Dory with her childhood best friend, Destiny the whale shark. Image source: Disney Pixar.

Barely a week after Walt Disney's (DIS -1.65%) studios earned the honor of being the fastest in history to earn $5 billion at the worldwide box office, Finding Dory set the all-time record for U.S. grosses for an animated movie.

Less than five weeks into its release, Finding Dory came into Monday having earned $445.5 million at the U.S. box office. That tops DreamWorks Animation's Shrek 2, which moves to second at $441.2 million in U.S. earnings. Disney's The Lion King ranks third on the all-time list, with $422.8 million in domestic grosses.

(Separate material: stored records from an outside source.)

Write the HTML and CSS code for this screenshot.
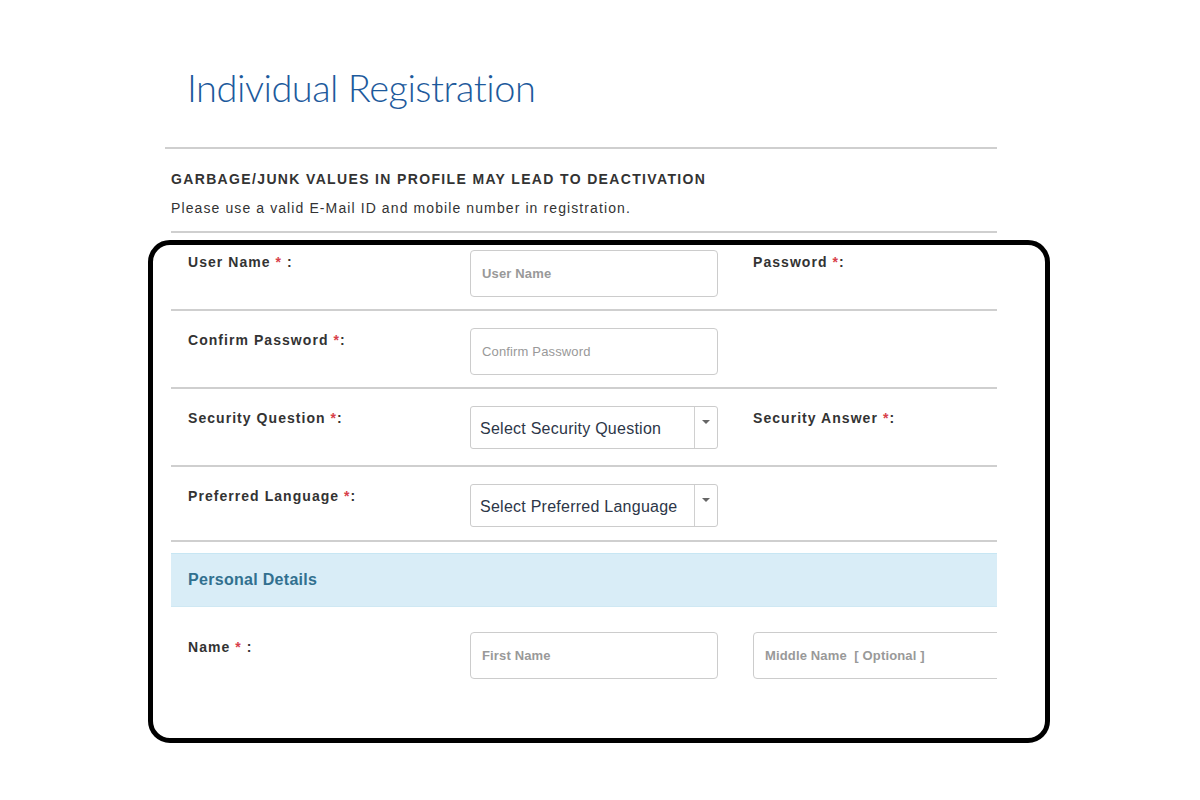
FILE: index.html
```html
<!DOCTYPE html>
<html>
<head>
<meta charset="utf-8">
<title>Individual Registration</title>
<link rel="stylesheet" href="styles.css">
</head>
<body>
<div class="page">
  <h1 class="title">Individual Registration</h1>
  <div class="hr hr-top"></div>
  <div class="notice">
    <div class="notice-head">GARBAGE/JUNK VALUES IN PROFILE MAY LEAD TO DEACTIVATION</div>
    <div class="notice-text">Please use a valid E-Mail ID and mobile number in registration.</div>
  </div>
  <div class="form">
    <div class="hr"></div>
    <div class="row">
      <div class="label">User Name <span class="req">*</span> :</div>
      <div class="field"><div class="input ph-bold">User Name</div></div>
      <div class="label">Password <span class="req">*</span>:</div>
    </div>
    <div class="hr"></div>
    <div class="row">
      <div class="label">Confirm Password <span class="req">*</span>:</div>
      <div class="field"><div class="input">Confirm Password</div></div>
      <div></div>
    </div>
    <div class="hr"></div>
    <div class="row">
      <div class="label">Security Question <span class="req">*</span>:</div>
      <div class="field">
        <div class="select"><span class="select-text">Select Security Question</span><span class="caret-box"><span class="caret"></span></span></div>
      </div>
      <div class="label">Security Answer <span class="req">*</span>:</div>
    </div>
    <div class="hr"></div>
    <div class="row row-short">
      <div class="label">Preferred Language <span class="req">*</span>:</div>
      <div class="field">
        <div class="select"><span class="select-text">Select Preferred Language</span><span class="caret-box"><span class="caret"></span></span></div>
      </div>
      <div></div>
    </div>
    <div class="hr"></div>
    <div class="panel-head">Personal Details</div>
    <div class="row row-name">
      <div class="label">Name <span class="req">*</span> :</div>
      <div class="field"><div class="input ph-bold">First Name</div></div>
      <div class="field"><div class="input ph-bold">Middle Name &nbsp;[ Optional ]</div></div>
    </div>
  </div>
</div>
<div class="annotation"></div>
</body>
</html>
```
FILE: styles.css
```css
html, body {
  margin: 0;
  padding: 0;
  background: #fff;
}
body {
  font-family: "Liberation Sans", Arial, sans-serif;
  color: #333;
  width: 1200px;
  height: 800px;
  overflow: hidden;
  position: relative;
}
.page {
  margin-left: 165px;
  width: 832px;
}
.title {
  margin: 0;
  padding: 64px 0 0 22px;
  height: 147px;
  font-family: Lato, "Open Sans", sans-serif;
  font-weight: 300;
  font-size: 38px;
  line-height: 46px;
  color: #1d5a9c;
  letter-spacing: -0.5px;
  box-sizing: border-box;
}
.hr {
  height: 2px;
  background: #cfcfcf;
}
.notice {
  padding: 20px 0 13px 6px;
}
.notice-head {
  font-weight: bold;
  font-size: 14px;
  line-height: 20px;
  letter-spacing: 1.35px;
  color: #333;
}
.notice-text {
  font-size: 14px;
  line-height: 20px;
  letter-spacing: 1.1px;
  margin-top: 9px;
  color: #333;
}
.form {
  margin-left: 6px;
  width: 826px;
  overflow: hidden;
}
.row {
  display: grid;
  grid-template-columns: 282px 283px 283px;
  padding-left: 17px;
  height: 76px;
  box-sizing: border-box;
}
.row-short {
  height: 73px;
}
.row-name {
  height: 120px;
}
.label {
  font-weight: bold;
  font-size: 14px;
  line-height: 20px;
  letter-spacing: 1.05px;
  margin-top: 19px;
  color: #333;
  white-space: nowrap;
}
.row-name .label {
  margin-top: 30px;
}
.req {
  color: #d8404a;
}
.field {
  padding-top: 17px;
}
.row-name .field {
  padding-top: 25px;
}
.input {
  width: 248px;
  height: 47px;
  box-sizing: border-box;
  border: 1px solid #cccccc;
  border-radius: 4px;
  padding: 0 11px;
  display: flex;
  align-items: center;
  font-size: 13px;
  letter-spacing: 0.15px;
  color: #999;
  white-space: nowrap;
  overflow: hidden;
}
.ph-bold {
  font-weight: bold;
}
.select {
  width: 248px;
  height: 43px;
  box-sizing: border-box;
  border: 1px solid #cccccc;
  border-radius: 3px;
  display: flex;
  align-items: stretch;
}
.select-text {
  flex: 1;
  display: flex;
  align-items: center;
  padding-left: 9px;
  padding-top: 2px;
  font-size: 16px;
  letter-spacing: 0.25px;
  color: #2d3648;
  white-space: nowrap;
}
.caret-box {
  width: 23px;
  border-left: 1px solid #d0d0d0;
  display: flex;
  justify-content: center;
  padding-top: 13px;
  box-sizing: border-box;
}
.caret {
  width: 0;
  height: 0;
  border-left: 4px solid transparent;
  border-right: 4px solid transparent;
  border-top: 4px solid #666;
}
.panel-head {
  margin-top: 11px;
  height: 54px;
  box-sizing: border-box;
  background: #d9edf7;
  border-top: 1px solid #c7e6f3;
  border-bottom: 1px solid #cfe8f3;
  padding-left: 17px;
  display: flex;
  align-items: center;
  font-weight: bold;
  font-size: 16px;
  letter-spacing: 0.3px;
  color: #31708f;
}
.annotation {
  position: absolute;
  left: 148px;
  top: 240px;
  width: 902px;
  height: 503px;
  box-sizing: border-box;
  border: 5px solid #000;
  border-radius: 22px;
  pointer-events: none;
}
```
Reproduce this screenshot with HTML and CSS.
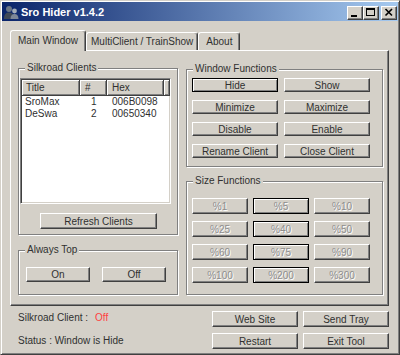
FILE: index.html
```html
<!DOCTYPE html>
<html lang="en">
<head>
    <meta charset="UTF-8">
    <title>Sro Hider v1.4.2</title>
    <link rel="stylesheet" href="styles.css">
</head>
<body>
    <div class="window">
        <div class="titlebar">
            <svg class="app-icon" viewBox="0 0 16 16" width="16" height="16">
                <circle cx="6" cy="5" r="3" fill="#6b7686"/>
                <path d="M1 15 C1 10 3 8.5 6 8.5 C9 8.5 11 10 11 15Z" fill="#3f4856"/>
                <circle cx="11.5" cy="7" r="2.4" fill="#a3acb8"/>
                <path d="M7.5 15 C7.5 11.5 9 10 11.5 10 C14 10 15.5 11.5 15.5 15Z" fill="#7d8797"/>
            </svg>
            <span class="title">Sro Hider v1.4.2</span>
            <div class="controls">
                <span class="ctl">
                    <svg viewBox="0 0 14 12" width="14" height="12"><rect x="3" y="8" width="6" height="2" fill="#000"/></svg>
                </span>
                <span class="ctl">
                    <svg viewBox="0 0 14 12" width="14" height="12"><rect x="2.5" y="1.5" width="8" height="7" fill="none" stroke="#000"/><rect x="2" y="1" width="9" height="2" fill="#000"/></svg>
                </span>
                <span class="ctl close">
                    <svg viewBox="0 0 14 12" width="14" height="12"><path d="M3.5 2 L10 8.5 M10 2 L3.5 8.5" stroke="#000" stroke-width="1.6"/></svg>
                </span>
            </div>
        </div>

        <div class="tabs">
            <div class="tab active">Main Window</div>
            <div class="tab multi">MultiClient / TrainShow</div>
            <div class="tab">About</div>
        </div>

        <div class="panel">
            <div class="col left">
                <div class="group clients">
                    <div class="legend">Silkroad Clients</div>
                    <div class="listview">
                        <div class="lv-head">
                            <span>Title</span><span>#</span><span>Hex</span><span></span>
                        </div>
                        <div class="lv-row"><span>SroMax</span><span>1</span><span>006B0098</span></div>
                        <div class="lv-row"><span>DeSwa</span><span>2</span><span>00650340</span></div>
                    </div>
                    <button class="btn refresh">Refresh Clients</button>
                </div>

                <div class="group ontop">
                    <div class="legend">Always Top</div>
                    <div class="pair">
                        <button class="btn">On</button>
                        <button class="btn">Off</button>
                    </div>
                </div>
            </div>

            <div class="col right">
                <div class="group winfn">
                    <div class="legend">Window Functions</div>
                    <div class="grid2">
                        <button class="btn def">Hide</button>
                        <button class="btn">Show</button>
                        <button class="btn">Minimize</button>
                        <button class="btn">Maximize</button>
                        <button class="btn">Disable</button>
                        <button class="btn">Enable</button>
                        <button class="btn">Rename Client</button>
                        <button class="btn">Close Client</button>
                    </div>
                </div>

                <div class="group sizefn">
                    <div class="legend">Size Functions</div>
                    <div class="grid3">
                        <button class="btn off">%1</button>
                        <button class="btn off def">%5</button>
                        <button class="btn off">%10</button>
                        <button class="btn off">%25</button>
                        <button class="btn off def">%40</button>
                        <button class="btn off">%50</button>
                        <button class="btn off">%60</button>
                        <button class="btn off def">%75</button>
                        <button class="btn off">%90</button>
                        <button class="btn off">%100</button>
                        <button class="btn off def">%200</button>
                        <button class="btn off">%300</button>
                    </div>
                </div>
            </div>
        </div>

        <div class="footer">
            <div class="status">
                <div>Silkroad Client :<span class="state">Off</span></div>
                <div>Status : Window is Hide</div>
            </div>
            <div class="footer-btns">
                <button class="btn">Web Site</button>
                <button class="btn">Send Tray</button>
                <button class="btn">Restart</button>
                <button class="btn">Exit Tool</button>
            </div>
        </div>
    </div>
</body>
</html>
```

FILE: styles.css
```css
html {
    box-sizing: border-box;
}
*, *:before, *:after {
    box-sizing: inherit;
}

body {
    margin: 0;
    background-color: #d4d0c8;
    font-family: "Liberation Sans", Arial, sans-serif;
    font-size: 10px;
    color: #303030;
}

.window {
    width: 400px;
    height: 355px;
    padding: 1px;
    border: 1px solid;
    border-color: #d4d0c8 #404040 #404040 #d4d0c8;
    box-shadow: inset 1px 1px #fff, inset -1px -1px #808080;
    background-color: #d4d0c8;
}

/* Barra de titulo */
.titlebar {
    height: 19px;
    display: flex;
    align-items: center;
    padding: 0 1px 0 1px;
    background: linear-gradient(to right, #0a246a, #a6caf0);
    color: #fff;
}

.app-icon {
    margin-right: 2px;
    flex: none;
}

.title {
    font-weight: bold;
    font-size: 11px;
}

.controls {
    margin-left: auto;
    display: flex;
    margin-top: 2px;
}

.ctl {
    width: 16px;
    height: 14px;
    display: flex;
    align-items: center;
    justify-content: center;
    background-color: #d4d0c8;
    border: 1px solid;
    border-color: #fff #404040 #404040 #fff;
    box-shadow: inset -1px -1px #808080;
}

.ctl.close {
    margin-left: 2px;
}

/* Abas */
.tabs {
    display: flex;
    align-items: flex-end;
    height: 20px;
    margin: 9px 0 0 8px;
    position: relative;
    z-index: 1;
}

.tab {
    height: 18px;
    padding: 0 7px;
    line-height: 17px;
    border: 1px solid;
    border-bottom: none;
    border-color: #fff #404040 #fff #fff;
    border-radius: 3px 3px 0 0;
    box-shadow: inset -1px 0 #808080;
    background-color: #d4d0c8;
    white-space: nowrap;
}

.tab.multi {
    padding: 0 4px;
}

.tab.active {
    height: 21px;
    margin-bottom: -1px;
    line-height: 19px;
}

.panel {
    width: 379px;
    height: 256px;
    margin-left: 8px;
    display: flex;
    gap: 8px;
    padding: 17px 5px 0 7px;
    border: 1px solid;
    border-color: #fff #404040 #404040 #fff;
    box-shadow: inset -1px -1px #808080;
}

.col.left {
    width: 160px;
}

.col.right {
    width: 197px;
    margin-top: 1px;
}

/* Caixas de grupo */
.group {
    border: 1px solid #808080;
    box-shadow: inset 1px 1px #fff, 1px 1px #fff;
}

.legend {
    width: fit-content;
    margin: -7px 0 0 6px;
    padding: 0 2px;
    line-height: 12px;
    background-color: #d4d0c8;
}

.clients {
    height: 167px;
}

.listview {
    width: 151px;
    height: 126px;
    margin: 4px 0 0 1px;
    padding: 1px;
    border: 1px solid;
    border-color: #808080 #fff #fff #808080;
    box-shadow: inset 1px 1px #404040, inset -1px -1px #d4d0c8;
    background-color: #fff;
}

.lv-head,
.lv-row {
    display: grid;
    grid-template-columns: 58px 27px 57px 1fr;
}

.lv-head span {
    height: 16px;
    line-height: 15px;
    padding-left: 5px;
    border-right: 1px solid #404040;
    border-bottom: 1px solid #404040;
    box-shadow: inset 1px 1px #fff, inset -1px -1px #808080;
    background-color: #d4d0c8;
}

.lv-head span:first-child {
    padding-left: 4px;
}

.lv-row span {
    line-height: 12px;
    padding-left: 5px;
}

.lv-row span:first-child {
    padding-left: 3px;
}

.lv-row span:nth-child(2) {
    padding-left: 11px;
}

/* Botoes */
.btn {
    display: block;
    padding: 0;
    font: inherit;
    color: #303030;
    background-color: #d4d0c8;
    border: 1px solid;
    border-color: #fff #404040 #404040 #fff;
    box-shadow: inset -1px -1px #808080;
    white-space: nowrap;
}

.btn.def {
    border-color: #000;
    box-shadow: inset 1px 1px #fff, inset -1px -1px #808080;
}

.btn.off {
    color: #8d8d8d;
    text-shadow: 1px 1px #fff;
}

.refresh {
    width: 117px;
    height: 16px;
    margin: 9px 0 0 21px;
}

.ontop {
    height: 45px;
    margin-top: 15px;
}

.pair {
    display: flex;
    gap: 12px;
    margin: 11px 0 0 7px;
}

.pair .btn {
    width: 64px;
    height: 15px;
}

.winfn {
    height: 98px;
}

.grid2 {
    display: grid;
    grid-template-columns: 86px 86px;
    grid-auto-rows: 14px;
    gap: 8px 6px;
    margin: 3px 0 0 5px;
}

.sizefn {
    height: 114px;
    margin-top: 14px;
}

.grid3 {
    display: grid;
    grid-template-columns: 56px 56px 56px;
    grid-auto-rows: 16px;
    gap: 7px 5px;
    margin: 11px 0 0 5px;
}

/* Rodape */
.footer {
    width: 379px;
    display: flex;
    justify-content: space-between;
    margin: 5px 0 0 8px;
    padding-left: 8px;
}

.status {
    display: grid;
    grid-template-rows: 13px 13px;
    row-gap: 10px;
    line-height: 13px;
}

.state {
    color: #ff4040;
    margin-left: 7px;
}

.footer-btns {
    display: grid;
    grid-template-columns: 86px 86px;
    grid-auto-rows: 16px;
    gap: 6px 5px;
}
```
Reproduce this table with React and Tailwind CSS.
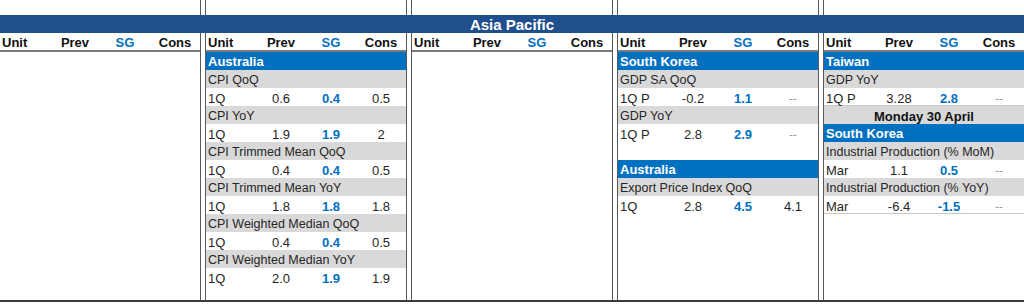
import React from "react";

const font = { fontFamily: '"Liberation Sans", Arial, sans-serif' };

const columns = [
  [],
  [
    { t: "country", v: "Australia" },
    { t: "label", v: "CPI QoQ" },
    { t: "data", v: ["1Q", "0.6", "0.4", "0.5"] },
    { t: "label", v: "CPI YoY" },
    { t: "data", v: ["1Q", "1.9", "1.9", "2"] },
    { t: "label", v: "CPI Trimmed Mean QoQ" },
    { t: "data", v: ["1Q", "0.4", "0.4", "0.5"] },
    { t: "label", v: "CPI Trimmed Mean YoY" },
    { t: "data", v: ["1Q", "1.8", "1.8", "1.8"] },
    { t: "label", v: "CPI Weighted Median QoQ" },
    { t: "data", v: ["1Q", "0.4", "0.4", "0.5"] },
    { t: "label", v: "CPI Weighted Median YoY" },
    { t: "data", v: ["1Q", "2.0", "1.9", "1.9"] },
  ],
  [],
  [
    { t: "country", v: "South Korea" },
    { t: "label", v: "GDP SA QoQ" },
    { t: "data", v: ["1Q P", "-0.2", "1.1", "--"] },
    { t: "label", v: "GDP YoY" },
    { t: "data", v: ["1Q P", "2.8", "2.9", "--"] },
    { t: "blank" },
    { t: "country", v: "Australia" },
    { t: "label", v: "Export Price Index QoQ" },
    { t: "data", v: ["1Q", "2.8", "4.5", "4.1"] },
  ],
  [
    { t: "country", v: "Taiwan" },
    { t: "label", v: "GDP YoY" },
    { t: "data", v: ["1Q P", "3.28", "2.8", "--"], line: true },
    { t: "day", v: "Monday 30 April" },
    { t: "country", v: "South Korea" },
    { t: "label", v: "Industrial Production (% MoM)" },
    { t: "data", v: ["Mar", "1.1", "0.5", "--"] },
    { t: "label", v: "Industrial Production (% YoY)" },
    { t: "data", v: ["Mar", "-6.4", "-1.5", "--"], line: true },
  ],
];

function Row({ row }) {
  if (row.t === "country")
    return (
      <div className="h-[18px] bg-[#0070c0] px-[2px] pt-[2px] text-[13px] font-bold leading-[16px] text-white">
        {row.v}
      </div>
    );
  if (row.t === "label")
    return (
      <div className="h-[18px] whitespace-nowrap bg-[#d9d9d9] px-[2px] pt-[3px] text-[12.5px] leading-[15px] text-[#262626]">
        {row.v}
      </div>
    );
  if (row.t === "day")
    return (
      <div className="h-[18px] bg-[#d9d9d9] pt-[3px] text-center text-[13px] font-bold leading-[15px] text-[#111]">
        {row.v}
      </div>
    );
  if (row.t === "blank") return <div className="h-[18px]" />;
  const [unit, prev, sg, cons] = row.v;
  return (
    <div
      className={`grid h-[18px] grid-cols-4 pt-[3px] text-[13px] leading-[15px] text-[#262626] ${
        row.line ? "border-b border-[#c8c8c8]" : ""
      }`}
    >
      <div className="px-[2px]">{unit}</div>
      <div className="text-center">{prev}</div>
      <div className="text-center font-bold text-[#0070c0]">{sg}</div>
      <div className={cons === "--" ? "text-center text-[11px] text-[#8a8a8a]" : "text-center"}>
        {cons}
      </div>
    </div>
  );
}

function Frame({ i, children, className = "" }) {
  const edge = i === 0 ? "w-[201px] border-r" : "w-[202px] border-x";
  return <div className={`${edge} shrink-0 border-[#5a5a5a] ${className}`}>{children}</div>;
}

export default function App() {
  return (
    <div className="h-[305px] w-[1024px] overflow-hidden bg-white" style={font}>
      <div className="flex h-[15px] gap-[4px]">
        {columns.map((_, i) => (
          <Frame key={i} i={i} />
        ))}
      </div>
      <div className="h-[18px] bg-[#1f4f8c] pt-[1px] text-center text-[15px] font-bold leading-[17px] text-white">
        Asia Pacific
      </div>
      <div className="flex h-[269px] gap-[4px] border-b-2 border-[#3a3a3a]">
        {columns.map((rows, i) => (
          <Frame key={i} i={i}>
            <div className="grid h-[19px] grid-cols-4 border-b-2 border-[#7a7a7a] pt-[2px] text-[13px] font-bold leading-[15px] text-[#111]">
              <div className="px-[2px]">Unit</div>
              <div className="text-center">Prev</div>
              <div className="text-center text-[#0070c0]">SG</div>
              <div className="text-center">Cons</div>
            </div>
            {rows.map((r, j) => (
              <Row key={j} row={r} />
            ))}
          </Frame>
        ))}
      </div>
    </div>
  );
}
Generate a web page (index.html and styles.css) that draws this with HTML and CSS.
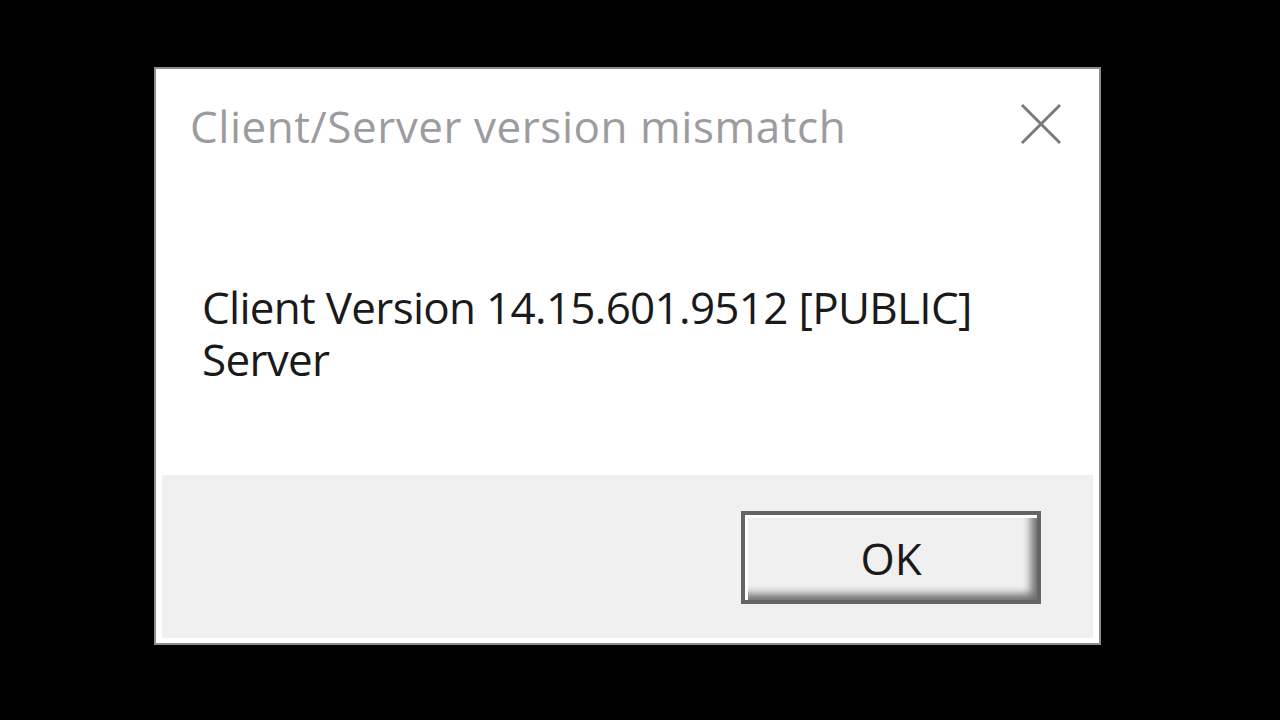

As impressive as Dory's performance has been, it's no outlier. Disney brands have been winning at the box office all year. According to Box Office Mojo, films distributed by the House of Mouse have accounted for 31.3% of domestic receipts through July 17. And that's just for 10 films. Second-ranked Twenty-First Century Fox (FOXA) has distributed 14 movies, accounting for 16.5% of receipts, while third-place Time Warner (TWX) has distributed 22 movies, accounting for an even 14% of the U.S. box office.

Does it matter?

Investors should think more of this. Instead, Disney stock is down about 4.6% year to date. The benchmark S&P 500 index is up more than 6% over the same period, which seems grossly unfair.

Consider recent history. Last year, operating profit for Disney's Studio Entertainment business zoomed 45.1% on a 40.9% jump in domestic box-office receipts. As of this writing, Box Office Mojo has Disney tracking 63.5% ahead of its 2015 total.

With Marvel's latest, Doctor Strange, due in November and Rogue One: A Star Wars Story due just a month later, it's reasonable to think the Mouse can keep up with history and grow its 2016 Studio Entertainment operating income by 60% or more -- just the sort of news that should be pushing Disney stock higher than it trades for today.